Is it better to make extra payments monthly or as a lump sum?
The answer depends on your financial situation, but generally:
- Monthly extra payments are better for most people because they reduce your principal balance consistently throughout the year, minimizing interest charges every month.
- Lump sum payments can be effective if you receive a windfall (like a bonus or tax refund), but their impact depends on when you make them. A lump sum early in your loan term saves more than the same amount later.
Our calculator shows that consistent monthly extra payments typically save more money than occasional lump sums of the same total amount, because they compound over time. However, any extra payment is better than none – the key is consistency.
Should I pay off my mortgage early or invest the extra money?
This is one of the most debated financial questions. The answer depends on several factors:
- Your mortgage interest rate: If your mortgage rate is 4% and you can earn 7% in the stock market, investing might make more sense mathematically.
- Your risk tolerance: Paying down your mortgage is a guaranteed return (equal to your interest rate), while investing carries risk.
- Your financial goals: If being debt-free is a priority, paying off your mortgage may provide peace of mind that outweighs potential investment returns.
- Tax considerations: Mortgage interest may be tax-deductible, which could affect the math.
- Liquidity needs: Home equity isn’t as liquid as investments – consider whether you might need access to these funds.
A balanced approach might be to split your extra funds between mortgage paydown and investments. Many financial advisors recommend paying off your mortgage before retirement to reduce fixed expenses.
How does refinancing affect my mortgage payoff timeline?
Refinancing can either help or hinder your payoff timeline depending on how you do it:
- Rate-and-term refinance to lower rate: If you keep the same term but get a lower rate, you’ll pay less interest and can pay off faster by keeping your current payment amount.
- Shortening your term: Moving from a 30-year to 15-year mortgage will significantly accelerate payoff and save interest, though your monthly payment will increase.
- Cash-out refinance: This extends your payoff date unless you make extra payments to compensate for the additional borrowed amount.

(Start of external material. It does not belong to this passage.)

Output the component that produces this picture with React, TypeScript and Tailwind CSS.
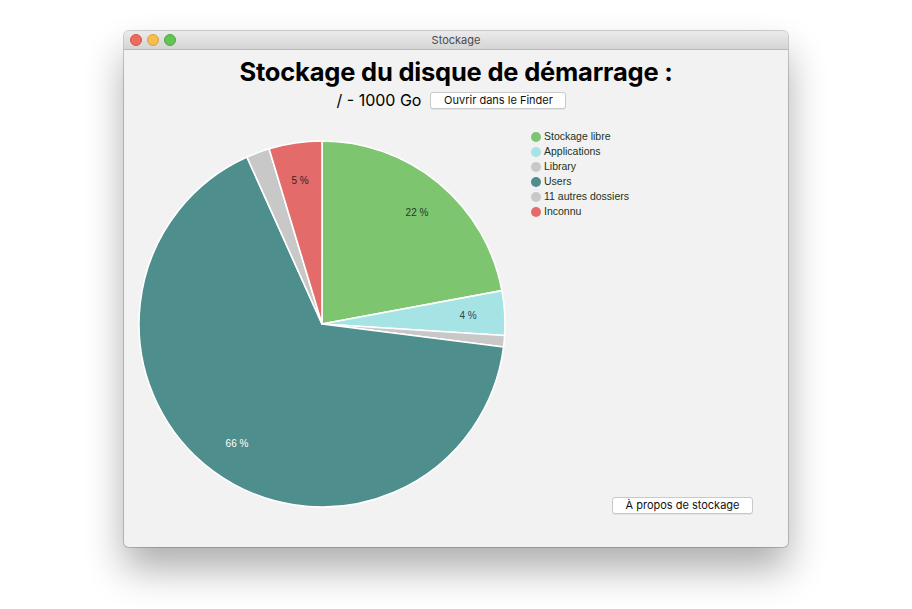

- Resetting the clock: If you refinance to a new 30-year term without making extra payments, you’ll extend your payoff date unless you specifically request a shorter term.
Use our calculator to compare scenarios. For example, refinancing a $300,000 loan from 4.5% to 3.5% while keeping the same payment could shorten your term by 5 years and save $50,000 in interest.
What’s the difference between mortgage recasting and refinancing?
Both recasting and refinancing can help you pay off your mortgage faster, but they work differently:
| Feature | Recasting | Refinancing |
|---|---|---|
| Process | Make a large lump sum payment, then lender recalculates your amortization schedule with the same term but lower payments | Replace your existing mortgage with a new loan, typically with different terms |
| Cost | $150-$300 fee | 2-5% of loan amount in closing costs |
| Interest Rate | Remains the same | Can change (usually lower) |
| Payment Impact | Lower monthly payment | Payment changes based on new terms |
| Payoff Timeline | Shorter if you maintain original payment | Depends on new terms |
Recasting is generally better if you have a large sum to apply and want to keep your current rate. Refinancing is better if rates have dropped significantly since you got your mortgage. Not all lenders offer recasting, so check with your servicer.
Are there any penalties for paying off my mortgage early?
Most modern mortgages in the U.S. don’t have prepayment penalties, but it’s important to check your loan documents. Here’s what you need to know:
- Conventional loans: Typically no prepayment penalties (banned for most loans since 2014 under the Dodd-Frank Act)
- FHA loans: No prepayment penalties
- VA loans: No prepayment penalties
- Subprime loans: May have prepayment penalties (check your paperwork)
- Some portfolio loans: Might have penalties (loans kept by the original lender)
If your loan does have a prepayment penalty, it’s typically either:
- Percentage-based: 1-2% of the remaining balance
- Interest-based: 6 months’ worth of interest
Even with a penalty, paying off your mortgage early is often worthwhile if you’ll stay in the home long-term. Use our calculator to compare the penalty cost against your interest savings.
How does the mortgage payoff calculator handle biweekly payments differently?
Our calculator processes biweekly payments in a way that maximizes your interest savings:
- Payment Frequency: Instead of 12 monthly payments, you make 26 half-payments per year (equivalent to 13 monthly payments).
- Interest Calculation: Interest is calculated daily based on your current balance, so paying every two weeks reduces your principal balance more frequently, lowering the interest that accrues.
- Compound Effect: The more frequent principal reduction creates a compounding effect that can shave years off your mortgage.
- Automatic Extra Payment: The 13th “monthly” payment is automatically built into the biweekly schedule, accelerating your payoff.
For example, on a $250,000 loan at 4.5% interest:
- Monthly payments: $1,266.71, paid off in 30 years
- Biweekly payments: $633.36 (half of monthly), paid off in 25 years, 7 months
- Interest saved: $38,240
Note that true biweekly payments (where the payment is processed every two weeks) are more effective than simply making two half-payments at the end of each month, because the timing of when payments are applied affects interest calculations.